4. La kyrielle d’experts, tu constateras

Dans le milieu, on les appelle les “certificats de complaisance”. Un rapport de datation émanant d’un laboratoire d’expertise qui a toutes les apparences d’un document officiel en bonne et due forme, capable de vous certifier qu’un vulgaire fac-similé d’une théière de la dynastie Tang est bien une perle rare. Un problème d’autant plus gênant que certains marchands sont soupçonnés eux-mêmes d’être un peu trop bienveillants à l’égard de ces laboratoires qu’ils sollicitent pour rassurer leur clientèle…

En 2007, la très réputée galerie Noir d’Ivoire à Paris, spécialisée dans les Arts premiers, somma un confrère berlinois de retirer de sa vitrine des pièces d’Afrique noire que le marchand français jugeait fausses. “Le problème c’est que le métier d’expert en oeuvres d’art n’est pas protégé et que n’importe qui peut prétendre au titre”, regrette Henry Bounameaux. Pour tenter de départager le vrai du faux, que faire ? D’abord se méfier des experts trop généralistes. Pour nombre de professionnels du secteur, enfin, les tests en laboratoire ne remplacent pas l’£il du spécialiste, celui qui aime à dire que “le style fait l’oeuvre”.

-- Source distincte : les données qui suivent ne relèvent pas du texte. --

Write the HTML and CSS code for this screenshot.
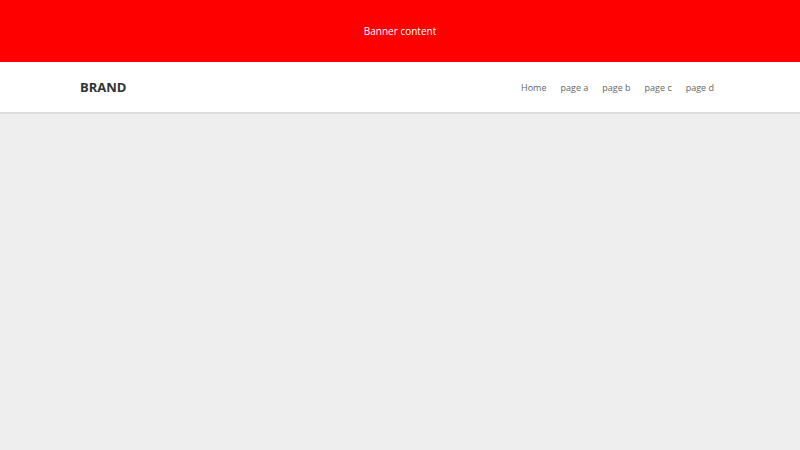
FILE: index.html
```html
<!DOCTYPE html>
<html>
<head>
<meta charset="utf-8">
<link rel="stylesheet" href="styles.css">
</head>
<body>
<div class="banner">Banner content</div>
<header class="navbar">
  <div class="container">
    <div class="brand">BRAND</div>
    <nav class="links">
      <a href="#">Home</a>
      <a href="#">page a</a>
      <a href="#">page b</a>
      <a href="#">page c</a>
      <a href="#">page d</a>
    </nav>
  </div>
</header>
<main class="content"></main>
</body>
</html>
```
FILE: styles.css
```css
html, body {
  margin: 0;
  padding: 0;
  height: 100%;
}
body {
  background: #eeeeee;
  font-family: "Open Sans", "Liberation Sans", sans-serif;
}
.banner {
  height: 62px;
  background: #ff0000;
  color: #ffffff;
  font-size: 10px;
  display: flex;
  align-items: center;
  justify-content: center;
}
.navbar {
  background: #ffffff;
  height: 50px;
  border-bottom: 2px solid #dddddd;
}
.container {
  width: 640px;
  margin: 0 auto;
  height: 100%;
  display: flex;
  align-items: center;
  justify-content: space-between;
}
.brand {
  font-weight: 700;
  font-size: 13px;
  color: #333333;
}
.links {
  display: flex;
}
.links a {
  color: #666666;
  text-decoration: none;
  font-size: 9px;
  padding: 0 7px;
}
.links a:last-child {
  padding-right: 6px;
}
```
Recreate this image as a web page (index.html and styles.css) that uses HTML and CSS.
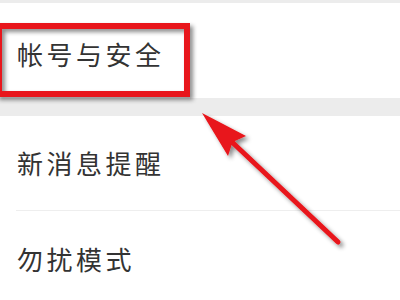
FILE: index.html
```html
<!DOCTYPE html>
<html lang="zh">
<head>
<meta charset="utf-8">
<link rel="stylesheet" href="styles.css">
</head>
<body>
<div class="screen">
  <div class="top-strip"></div>
  <div class="item item-first"><span class="label">帐号与安全</span></div>
  <div class="band"></div>
  <div class="item item-divided"><span class="label">新消息提醒</span></div>
  <div class="item"><span class="label">勿扰模式</span></div>
  <svg class="annotation" width="400" height="300" viewBox="0 0 400 300" xmlns="http://www.w3.org/2000/svg">
    <defs>
      <filter id="shadow" x="-20%" y="-20%" width="140%" height="140%">
        <feDropShadow dx="3" dy="3" stdDeviation="2" flood-color="#000" flood-opacity="0.45"/>
      </filter>
    </defs>
    <g filter="url(#shadow)">
      <rect x="-1" y="26" width="188" height="68" fill="none" stroke="#e8141a" stroke-width="6"/>
      <line x1="338" y1="242" x2="232" y2="142" stroke="#e8141a" stroke-width="5" stroke-linecap="round"/>
      <polygon points="202,113 246,136 232.5,142 228,156" fill="#e8141a"/>
    </g>
  </svg>
</div>
</body>
</html>
```
FILE: styles.css
```css
html, body {
  margin: 0;
  padding: 0;
  background: #ffffff;
}
.screen {
  position: relative;
  width: 400px;
  height: 300px;
  overflow: hidden;
  display: flex;
  flex-direction: column;
  font-family: "Noto Sans CJK SC", "Noto Sans", sans-serif;
}
.top-strip {
  height: 3px;
  flex: none;
  background: #ececec;
}
.item {
  flex: none;
  height: 95px;
  display: flex;
  align-items: center;
  padding-left: 17px;
  box-sizing: border-box;
}
.item-first {
  padding-top: 6px;
}
.item-divided {
  position: relative;
  border-bottom: 1px solid #eeeeee;
  margin-left: 16px;
  padding-left: 1px;
}
.band {
  flex: none;
  height: 18px;
  background: #ececec;
}
.label {
  font-size: 26px;
  line-height: 26px;
  letter-spacing: 3.5px;
  color: #333333;
}
.annotation {
  position: absolute;
  left: 0;
  top: 0;
}
```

En Belgique, la Chambre belge des experts en oeuvres d’art rassemble des personnalités de référence qui ont pignon sur rue. Seule réserve aux yeux de certains, extérieurs à la confrérie, ou devenus indésirables comme Patrick Laycock à la tête du Art Brussels Laboratory et qui travailla pour Eurantica, elle est constituée d’experts qui sont aussi des marchands…

5. Ton aveuglement, tu y remédieras

Et si l’acheteur devait avant tout se méfier de lui-même ? “Le marché des antiquités est encore habité du fantasme des trésors cachés, s’amuse un historien de l’art. L’amateur est toujours prêt à croire qu’il vient de dénicher LA pièce du siècle.” Si le marché regorge de faux, c’est peut-être aussi parce que l’acquéreur ou l’héritier rechigne à (re)connaître la cruelle vérité… Pourquoi dès lors ne pas négocier lors de la vente une analyse de l’oeuvre qui prend quelques jours à peine et coûte 250 euros en moyenne ? Vrai ? Oui.